Goal
Locate each line holding the string "this" and copy it.
────────────────────
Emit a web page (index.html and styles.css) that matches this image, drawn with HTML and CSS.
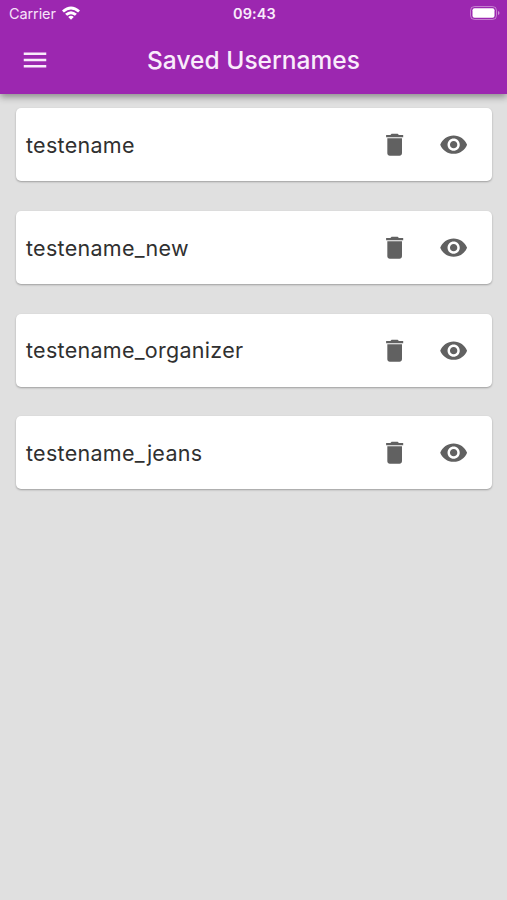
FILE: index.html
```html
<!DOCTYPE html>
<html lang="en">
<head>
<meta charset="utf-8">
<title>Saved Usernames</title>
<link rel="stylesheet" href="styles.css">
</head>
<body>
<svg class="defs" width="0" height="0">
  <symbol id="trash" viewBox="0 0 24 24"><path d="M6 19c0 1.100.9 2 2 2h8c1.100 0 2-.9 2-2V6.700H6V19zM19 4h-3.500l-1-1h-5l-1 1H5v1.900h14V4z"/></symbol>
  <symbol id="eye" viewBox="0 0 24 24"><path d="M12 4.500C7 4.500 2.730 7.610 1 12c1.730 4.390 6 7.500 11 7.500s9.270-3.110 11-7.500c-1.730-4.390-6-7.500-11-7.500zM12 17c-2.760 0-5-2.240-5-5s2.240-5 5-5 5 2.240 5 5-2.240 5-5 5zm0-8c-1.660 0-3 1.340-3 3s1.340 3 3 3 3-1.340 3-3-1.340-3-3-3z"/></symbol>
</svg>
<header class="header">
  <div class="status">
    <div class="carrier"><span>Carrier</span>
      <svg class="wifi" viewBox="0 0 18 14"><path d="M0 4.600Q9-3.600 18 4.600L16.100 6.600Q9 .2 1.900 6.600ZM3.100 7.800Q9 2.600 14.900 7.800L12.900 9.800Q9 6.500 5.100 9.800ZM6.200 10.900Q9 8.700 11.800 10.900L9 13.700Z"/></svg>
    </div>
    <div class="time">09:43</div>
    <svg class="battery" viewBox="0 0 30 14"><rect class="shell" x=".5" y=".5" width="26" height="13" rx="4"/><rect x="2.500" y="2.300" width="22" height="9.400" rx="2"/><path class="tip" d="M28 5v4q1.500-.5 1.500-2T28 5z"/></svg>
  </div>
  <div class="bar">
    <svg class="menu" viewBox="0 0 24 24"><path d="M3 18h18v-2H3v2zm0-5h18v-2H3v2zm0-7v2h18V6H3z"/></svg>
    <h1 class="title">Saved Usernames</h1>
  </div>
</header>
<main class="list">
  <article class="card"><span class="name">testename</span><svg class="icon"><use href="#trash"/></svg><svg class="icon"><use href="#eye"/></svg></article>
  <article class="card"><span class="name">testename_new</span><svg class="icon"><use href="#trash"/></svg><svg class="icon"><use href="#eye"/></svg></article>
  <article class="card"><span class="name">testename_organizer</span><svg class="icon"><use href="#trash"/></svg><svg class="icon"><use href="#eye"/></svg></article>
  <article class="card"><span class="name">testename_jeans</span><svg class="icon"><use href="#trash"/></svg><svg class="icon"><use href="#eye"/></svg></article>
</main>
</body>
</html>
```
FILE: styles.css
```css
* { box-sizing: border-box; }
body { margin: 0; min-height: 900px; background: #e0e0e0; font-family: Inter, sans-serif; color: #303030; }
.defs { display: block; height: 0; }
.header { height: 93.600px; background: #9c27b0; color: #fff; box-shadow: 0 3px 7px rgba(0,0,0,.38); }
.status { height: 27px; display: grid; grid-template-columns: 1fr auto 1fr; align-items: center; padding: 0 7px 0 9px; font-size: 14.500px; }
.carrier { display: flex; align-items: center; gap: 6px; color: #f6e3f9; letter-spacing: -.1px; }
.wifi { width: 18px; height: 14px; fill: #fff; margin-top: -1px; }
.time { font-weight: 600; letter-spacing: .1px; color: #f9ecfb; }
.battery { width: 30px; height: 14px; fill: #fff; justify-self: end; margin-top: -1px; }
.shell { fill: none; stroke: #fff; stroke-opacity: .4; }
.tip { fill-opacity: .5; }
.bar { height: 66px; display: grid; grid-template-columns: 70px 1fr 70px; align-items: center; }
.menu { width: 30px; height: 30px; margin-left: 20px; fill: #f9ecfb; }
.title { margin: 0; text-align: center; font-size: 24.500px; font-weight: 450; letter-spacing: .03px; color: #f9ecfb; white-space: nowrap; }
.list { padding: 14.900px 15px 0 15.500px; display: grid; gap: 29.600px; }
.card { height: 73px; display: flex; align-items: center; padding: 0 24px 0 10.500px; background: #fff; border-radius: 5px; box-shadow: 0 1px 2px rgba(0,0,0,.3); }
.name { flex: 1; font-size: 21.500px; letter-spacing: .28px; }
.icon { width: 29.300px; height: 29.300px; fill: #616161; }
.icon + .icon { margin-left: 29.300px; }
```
────────────────────
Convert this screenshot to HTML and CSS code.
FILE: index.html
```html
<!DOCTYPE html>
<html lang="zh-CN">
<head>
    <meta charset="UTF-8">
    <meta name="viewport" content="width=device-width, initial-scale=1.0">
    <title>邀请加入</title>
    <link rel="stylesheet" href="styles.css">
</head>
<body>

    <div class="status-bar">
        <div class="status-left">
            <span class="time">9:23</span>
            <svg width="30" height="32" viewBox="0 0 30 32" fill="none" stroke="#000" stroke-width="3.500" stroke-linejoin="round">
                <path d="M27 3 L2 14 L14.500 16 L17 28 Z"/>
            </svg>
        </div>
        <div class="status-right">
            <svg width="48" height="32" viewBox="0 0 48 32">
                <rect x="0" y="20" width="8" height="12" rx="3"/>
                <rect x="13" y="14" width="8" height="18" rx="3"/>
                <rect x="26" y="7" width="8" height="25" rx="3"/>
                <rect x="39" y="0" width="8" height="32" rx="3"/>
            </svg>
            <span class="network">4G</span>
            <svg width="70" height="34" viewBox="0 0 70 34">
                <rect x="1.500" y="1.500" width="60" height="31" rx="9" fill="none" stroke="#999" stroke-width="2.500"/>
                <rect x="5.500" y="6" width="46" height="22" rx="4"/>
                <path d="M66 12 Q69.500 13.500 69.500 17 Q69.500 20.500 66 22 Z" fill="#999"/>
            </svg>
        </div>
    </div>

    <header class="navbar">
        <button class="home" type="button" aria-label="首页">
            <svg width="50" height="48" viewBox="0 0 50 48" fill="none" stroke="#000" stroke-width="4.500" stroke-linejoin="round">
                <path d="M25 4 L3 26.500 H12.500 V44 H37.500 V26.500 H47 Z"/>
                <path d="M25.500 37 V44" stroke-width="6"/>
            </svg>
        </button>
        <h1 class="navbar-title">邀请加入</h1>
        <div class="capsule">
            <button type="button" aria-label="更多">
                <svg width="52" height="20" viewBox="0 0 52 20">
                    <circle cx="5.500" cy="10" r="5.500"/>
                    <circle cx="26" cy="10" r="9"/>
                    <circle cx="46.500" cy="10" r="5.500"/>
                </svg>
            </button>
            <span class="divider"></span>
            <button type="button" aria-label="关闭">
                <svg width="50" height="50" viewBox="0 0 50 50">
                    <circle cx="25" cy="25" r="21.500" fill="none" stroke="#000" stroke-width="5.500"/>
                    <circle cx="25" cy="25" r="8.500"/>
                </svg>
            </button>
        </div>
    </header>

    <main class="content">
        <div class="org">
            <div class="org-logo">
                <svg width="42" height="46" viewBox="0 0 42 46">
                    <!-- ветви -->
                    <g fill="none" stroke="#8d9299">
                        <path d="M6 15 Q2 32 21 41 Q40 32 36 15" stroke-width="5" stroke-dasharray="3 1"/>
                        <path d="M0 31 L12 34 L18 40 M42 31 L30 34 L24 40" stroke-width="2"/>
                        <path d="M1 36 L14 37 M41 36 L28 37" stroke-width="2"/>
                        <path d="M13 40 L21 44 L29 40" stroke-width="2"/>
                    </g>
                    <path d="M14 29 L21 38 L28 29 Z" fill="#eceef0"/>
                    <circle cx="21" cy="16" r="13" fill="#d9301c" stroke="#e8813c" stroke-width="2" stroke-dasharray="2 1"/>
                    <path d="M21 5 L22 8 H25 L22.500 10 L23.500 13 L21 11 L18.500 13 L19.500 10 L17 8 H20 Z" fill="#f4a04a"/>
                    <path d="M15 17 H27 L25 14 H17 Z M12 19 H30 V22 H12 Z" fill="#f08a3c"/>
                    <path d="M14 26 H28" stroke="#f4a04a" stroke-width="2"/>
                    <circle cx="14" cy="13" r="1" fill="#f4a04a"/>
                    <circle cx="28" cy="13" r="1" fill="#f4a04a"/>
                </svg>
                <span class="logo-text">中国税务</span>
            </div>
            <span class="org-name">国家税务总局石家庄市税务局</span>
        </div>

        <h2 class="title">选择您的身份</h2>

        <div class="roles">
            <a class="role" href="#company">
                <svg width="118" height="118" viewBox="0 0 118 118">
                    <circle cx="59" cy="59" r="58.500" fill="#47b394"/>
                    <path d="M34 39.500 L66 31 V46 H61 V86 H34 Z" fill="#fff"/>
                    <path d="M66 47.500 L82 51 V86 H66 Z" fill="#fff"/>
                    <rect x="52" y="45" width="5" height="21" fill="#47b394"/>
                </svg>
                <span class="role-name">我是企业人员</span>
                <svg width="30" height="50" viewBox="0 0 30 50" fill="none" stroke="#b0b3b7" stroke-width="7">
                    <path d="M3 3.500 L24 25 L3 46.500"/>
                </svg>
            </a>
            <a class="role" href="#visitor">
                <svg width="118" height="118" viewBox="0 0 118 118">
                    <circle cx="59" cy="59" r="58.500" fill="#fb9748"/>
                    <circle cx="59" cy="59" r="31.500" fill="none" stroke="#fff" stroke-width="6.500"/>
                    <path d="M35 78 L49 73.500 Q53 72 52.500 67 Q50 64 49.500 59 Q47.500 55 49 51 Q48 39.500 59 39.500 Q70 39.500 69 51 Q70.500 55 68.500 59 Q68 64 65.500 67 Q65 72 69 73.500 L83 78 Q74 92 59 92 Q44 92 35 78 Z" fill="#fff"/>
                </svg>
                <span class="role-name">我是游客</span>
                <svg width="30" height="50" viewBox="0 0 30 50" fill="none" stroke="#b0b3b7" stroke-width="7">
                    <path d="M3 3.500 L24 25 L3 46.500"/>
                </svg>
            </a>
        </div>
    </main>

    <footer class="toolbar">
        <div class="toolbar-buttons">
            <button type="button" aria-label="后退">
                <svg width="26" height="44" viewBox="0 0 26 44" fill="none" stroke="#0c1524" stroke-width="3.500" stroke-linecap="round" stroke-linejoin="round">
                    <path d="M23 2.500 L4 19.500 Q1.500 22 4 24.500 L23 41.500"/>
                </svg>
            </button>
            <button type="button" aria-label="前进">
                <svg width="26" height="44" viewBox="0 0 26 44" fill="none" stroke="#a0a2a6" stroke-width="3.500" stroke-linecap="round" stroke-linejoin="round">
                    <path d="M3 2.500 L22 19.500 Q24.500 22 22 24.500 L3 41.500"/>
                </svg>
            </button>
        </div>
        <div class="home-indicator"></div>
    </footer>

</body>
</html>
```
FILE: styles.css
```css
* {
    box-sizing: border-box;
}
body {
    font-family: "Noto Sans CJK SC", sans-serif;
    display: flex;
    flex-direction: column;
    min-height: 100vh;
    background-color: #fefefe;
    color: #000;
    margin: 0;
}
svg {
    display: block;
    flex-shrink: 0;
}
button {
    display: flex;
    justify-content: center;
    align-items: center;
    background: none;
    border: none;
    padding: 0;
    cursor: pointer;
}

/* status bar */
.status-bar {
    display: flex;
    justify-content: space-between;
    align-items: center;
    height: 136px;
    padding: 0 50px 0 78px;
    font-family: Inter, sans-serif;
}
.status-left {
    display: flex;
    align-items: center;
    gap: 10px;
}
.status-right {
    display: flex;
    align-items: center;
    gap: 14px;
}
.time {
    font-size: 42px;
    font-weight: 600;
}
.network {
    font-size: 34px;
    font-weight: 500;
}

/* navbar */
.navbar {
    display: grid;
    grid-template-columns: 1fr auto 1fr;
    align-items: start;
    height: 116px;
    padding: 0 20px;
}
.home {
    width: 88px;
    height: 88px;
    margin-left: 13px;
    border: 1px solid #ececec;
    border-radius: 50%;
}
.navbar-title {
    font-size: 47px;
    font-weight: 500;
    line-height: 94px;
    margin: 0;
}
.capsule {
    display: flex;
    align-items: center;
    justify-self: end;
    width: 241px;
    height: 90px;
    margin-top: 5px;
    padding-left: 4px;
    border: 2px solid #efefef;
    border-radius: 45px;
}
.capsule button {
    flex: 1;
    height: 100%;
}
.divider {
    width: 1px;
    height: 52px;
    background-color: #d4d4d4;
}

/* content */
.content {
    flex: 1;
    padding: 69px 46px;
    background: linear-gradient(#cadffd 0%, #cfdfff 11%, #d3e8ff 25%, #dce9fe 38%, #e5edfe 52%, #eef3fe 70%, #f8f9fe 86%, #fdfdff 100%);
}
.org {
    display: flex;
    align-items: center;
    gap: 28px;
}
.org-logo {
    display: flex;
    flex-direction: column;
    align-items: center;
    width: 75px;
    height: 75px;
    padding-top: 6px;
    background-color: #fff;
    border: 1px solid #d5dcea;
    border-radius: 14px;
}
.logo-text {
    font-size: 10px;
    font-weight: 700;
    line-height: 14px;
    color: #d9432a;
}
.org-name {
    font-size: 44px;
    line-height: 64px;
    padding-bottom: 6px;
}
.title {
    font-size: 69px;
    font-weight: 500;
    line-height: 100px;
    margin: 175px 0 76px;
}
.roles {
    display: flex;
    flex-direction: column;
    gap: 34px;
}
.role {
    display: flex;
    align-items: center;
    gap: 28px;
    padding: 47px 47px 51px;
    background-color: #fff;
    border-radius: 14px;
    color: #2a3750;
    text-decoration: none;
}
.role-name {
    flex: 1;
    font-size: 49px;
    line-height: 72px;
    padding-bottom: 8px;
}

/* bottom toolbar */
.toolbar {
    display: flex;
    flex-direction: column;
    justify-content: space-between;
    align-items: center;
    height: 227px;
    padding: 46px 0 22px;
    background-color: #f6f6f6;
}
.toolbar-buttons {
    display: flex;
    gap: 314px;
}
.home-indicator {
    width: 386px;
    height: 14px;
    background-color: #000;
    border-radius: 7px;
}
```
────────────────────
Complete output
Emit a web page (index.html and styles.css) that matches this image, drawn with HTML and CSS.
Convert this screenshot to HTML and CSS code.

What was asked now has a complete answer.